:: Data for processing ::
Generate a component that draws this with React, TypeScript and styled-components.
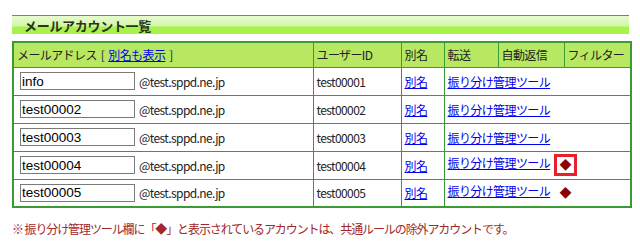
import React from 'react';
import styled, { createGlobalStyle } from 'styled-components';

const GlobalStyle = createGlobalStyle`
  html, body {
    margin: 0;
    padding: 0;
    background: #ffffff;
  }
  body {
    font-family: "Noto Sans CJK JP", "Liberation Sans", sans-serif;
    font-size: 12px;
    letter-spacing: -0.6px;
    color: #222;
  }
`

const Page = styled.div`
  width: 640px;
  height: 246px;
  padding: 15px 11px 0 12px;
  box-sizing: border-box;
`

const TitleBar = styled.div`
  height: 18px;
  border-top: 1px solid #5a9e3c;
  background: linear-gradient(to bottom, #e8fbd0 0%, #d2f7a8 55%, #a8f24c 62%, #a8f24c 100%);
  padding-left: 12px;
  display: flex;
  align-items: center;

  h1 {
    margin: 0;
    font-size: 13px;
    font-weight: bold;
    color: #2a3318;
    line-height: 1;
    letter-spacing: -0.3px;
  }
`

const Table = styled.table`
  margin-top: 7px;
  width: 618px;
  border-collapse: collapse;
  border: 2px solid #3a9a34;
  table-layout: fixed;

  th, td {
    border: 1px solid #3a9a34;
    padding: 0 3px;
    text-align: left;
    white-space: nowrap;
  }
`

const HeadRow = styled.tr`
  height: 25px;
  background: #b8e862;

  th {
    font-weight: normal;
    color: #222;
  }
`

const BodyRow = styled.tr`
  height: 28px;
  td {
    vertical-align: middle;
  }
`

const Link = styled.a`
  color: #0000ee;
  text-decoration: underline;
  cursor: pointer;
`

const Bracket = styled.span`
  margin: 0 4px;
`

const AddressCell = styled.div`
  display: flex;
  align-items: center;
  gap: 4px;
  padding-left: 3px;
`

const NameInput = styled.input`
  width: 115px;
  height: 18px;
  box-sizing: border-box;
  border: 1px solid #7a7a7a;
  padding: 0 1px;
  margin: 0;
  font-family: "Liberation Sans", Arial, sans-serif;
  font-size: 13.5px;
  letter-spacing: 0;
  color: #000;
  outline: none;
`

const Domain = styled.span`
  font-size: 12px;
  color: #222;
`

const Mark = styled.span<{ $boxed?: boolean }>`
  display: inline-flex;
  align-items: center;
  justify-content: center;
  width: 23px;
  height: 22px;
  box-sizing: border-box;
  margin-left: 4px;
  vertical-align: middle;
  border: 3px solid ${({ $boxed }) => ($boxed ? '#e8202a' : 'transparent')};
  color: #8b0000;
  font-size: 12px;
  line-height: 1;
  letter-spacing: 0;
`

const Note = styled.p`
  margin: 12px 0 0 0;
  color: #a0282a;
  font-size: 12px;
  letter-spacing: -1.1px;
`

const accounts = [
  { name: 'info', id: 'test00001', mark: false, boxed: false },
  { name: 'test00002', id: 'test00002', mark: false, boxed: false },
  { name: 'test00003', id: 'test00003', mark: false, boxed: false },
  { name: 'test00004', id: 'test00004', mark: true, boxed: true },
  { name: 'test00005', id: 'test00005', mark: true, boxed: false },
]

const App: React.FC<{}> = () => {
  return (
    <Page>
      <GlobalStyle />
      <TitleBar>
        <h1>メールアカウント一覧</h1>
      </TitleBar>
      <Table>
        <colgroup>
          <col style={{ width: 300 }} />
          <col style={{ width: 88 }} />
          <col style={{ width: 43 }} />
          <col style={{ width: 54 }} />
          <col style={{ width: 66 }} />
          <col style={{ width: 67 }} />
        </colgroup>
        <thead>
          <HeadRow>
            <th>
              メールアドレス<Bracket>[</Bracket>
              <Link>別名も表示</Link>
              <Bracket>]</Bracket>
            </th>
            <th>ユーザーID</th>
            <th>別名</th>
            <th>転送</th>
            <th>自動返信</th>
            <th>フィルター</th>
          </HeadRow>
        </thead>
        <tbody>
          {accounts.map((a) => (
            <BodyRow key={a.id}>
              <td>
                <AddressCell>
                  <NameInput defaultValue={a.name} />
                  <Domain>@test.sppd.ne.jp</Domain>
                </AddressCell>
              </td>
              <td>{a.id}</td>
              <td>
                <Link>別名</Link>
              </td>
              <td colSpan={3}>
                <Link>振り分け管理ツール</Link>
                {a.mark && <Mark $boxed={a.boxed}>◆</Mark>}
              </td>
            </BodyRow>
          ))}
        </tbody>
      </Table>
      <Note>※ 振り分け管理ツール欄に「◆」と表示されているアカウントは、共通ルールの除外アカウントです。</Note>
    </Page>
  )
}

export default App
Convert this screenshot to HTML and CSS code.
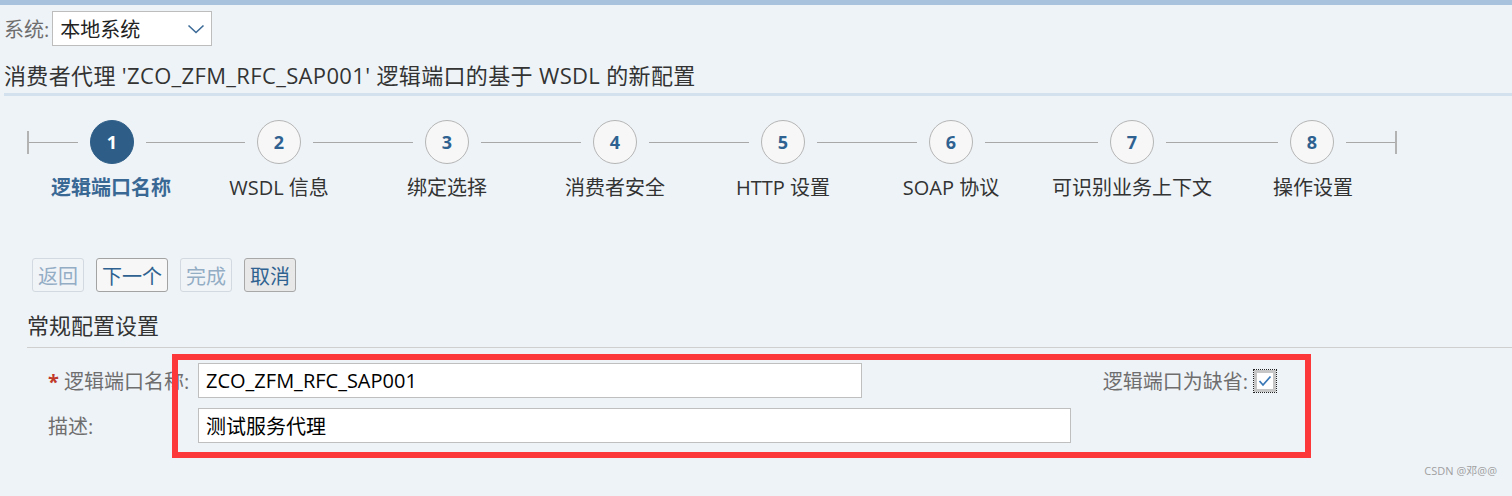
:::
Description of the task: Give all the entries again exactly, dropping each picture.

Correct result:
Generate a component that draws this with React, TypeScript and styled-components.
import React from 'react';
import styled, { createGlobalStyle } from 'styled-components';

const GlobalStyle = createGlobalStyle`
  html, body {
    margin: 0;
    padding: 0;
    background: #ffffff;
  }
  body {
    font-family: "Noto Sans CJK JP", "Liberation Sans", sans-serif;
    font-size: 12px;
    letter-spacing: -0.6px;
    color: #222;
  }
`

const Page = styled.div`
  width: 640px;
  height: 246px;
  padding: 15px 11px 0 12px;
  box-sizing: border-box;
`

const TitleBar = styled.div`
  height: 18px;
  border-top: 1px solid #5a9e3c;
  background: linear-gradient(to bottom, #e8fbd0 0%, #d2f7a8 55%, #a8f24c 62%, #a8f24c 100%);
  padding-left: 12px;
  display: flex;
  align-items: center;

  h1 {
    margin: 0;
    font-size: 13px;
    font-weight: bold;
    color: #2a3318;
    line-height: 1;
    letter-spacing: -0.3px;
  }
`

const Table = styled.table`
  margin-top: 7px;
  width: 618px;
  border-collapse: collapse;
  border: 2px solid #3a9a34;
  table-layout: fixed;

  th, td {
    border: 1px solid #3a9a34;
    padding: 0 3px;
    text-align: left;
    white-space: nowrap;
  }
`

const HeadRow = styled.tr`
  height: 25px;
  background: #b8e862;

  th {
    font-weight: normal;
    color: #222;
  }
`

const BodyRow = styled.tr`
  height: 28px;
  td {
    vertical-align: middle;
  }
`

const Link = styled.a`
  color: #0000ee;
  text-decoration: underline;
  cursor: pointer;
`

const Bracket = styled.span`
  margin: 0 4px;
`

const AddressCell = styled.div`
  display: flex;
  align-items: center;
  gap: 4px;
  padding-left: 3px;
`

const NameInput = styled.input`
  width: 115px;
  height: 18px;
  box-sizing: border-box;
  border: 1px solid #7a7a7a;
  padding: 0 1px;
  margin: 0;
  font-family: "Liberation Sans", Arial, sans-serif;
  font-size: 13.5px;
  letter-spacing: 0;
  color: #000;
  outline: none;
`

const Domain = styled.span`
  font-size: 12px;
  color: #222;
`

const Mark = styled.span<{ $boxed?: boolean }>`
  display: inline-flex;
  align-items: center;
  justify-content: center;
  width: 23px;
  height: 22px;
  box-sizing: border-box;
  margin-left: 4px;
  vertical-align: middle;
  border: 3px solid ${({ $boxed }) => ($boxed ? '#e8202a' : 'transparent')};
  color: #8b0000;
  font-size: 12px;
  line-height: 1;
  letter-spacing: 0;
`

const Note = styled.p`
  margin: 12px 0 0 0;
  color: #a0282a;
  font-size: 12px;
  letter-spacing: -1.1px;
`

const accounts = [
  { name: 'info', id: 'test00001', mark: false, boxed: false },
  { name: 'test00002', id: 'test00002', mark: false, boxed: false },
  { name: 'test00003', id: 'test00003', mark: false, boxed: false },
  { name: 'test00004', id: 'test00004', mark: true, boxed: true },
  { name: 'test00005', id: 'test00005', mark: true, boxed: false },
]

const App: React.FC<{}> = () => {
  return (
    <Page>
      <GlobalStyle />
      <TitleBar>
        <h1>メールアカウント一覧</h1>
      </TitleBar>
      <Table>
        <colgroup>
          <col style={{ width: 300 }} />
          <col style={{ width: 88 }} />
          <col style={{ width: 43 }} />
          <col style={{ width: 54 }} />
          <col style={{ width: 66 }} />
          <col style={{ width: 67 }} />
        </colgroup>
        <thead>
          <HeadRow>
            <th>
              メールアドレス<Bracket>[</Bracket>
              <Link>別名も表示</Link>
              <Bracket>]</Bracket>
            </th>
            <th>ユーザーID</th>
            <th>別名</th>
            <th>転送</th>
            <th>自動返信</th>
            <th>フィルター</th>
          </HeadRow>
        </thead>
        <tbody>
          {accounts.map((a) => (
            <BodyRow key={a.id}>
              <td>
                <AddressCell>
                  <NameInput defaultValue={a.name} />
                  <Domain>@test.sppd.ne.jp</Domain>
                </AddressCell>
              </td>
              <td>{a.id}</td>
              <td>
                <Link>別名</Link>
              </td>
              <td colSpan={3}>
                <Link>振り分け管理ツール</Link>
                {a.mark && <Mark $boxed={a.boxed}>◆</Mark>}
              </td>
            </BodyRow>
          ))}
        </tbody>
      </Table>
      <Note>※ 振り分け管理ツール欄に「◆」と表示されているアカウントは、共通ルールの除外アカウントです。</Note>
    </Page>
  )
}

export default App
Convert this screenshot to HTML and CSS code.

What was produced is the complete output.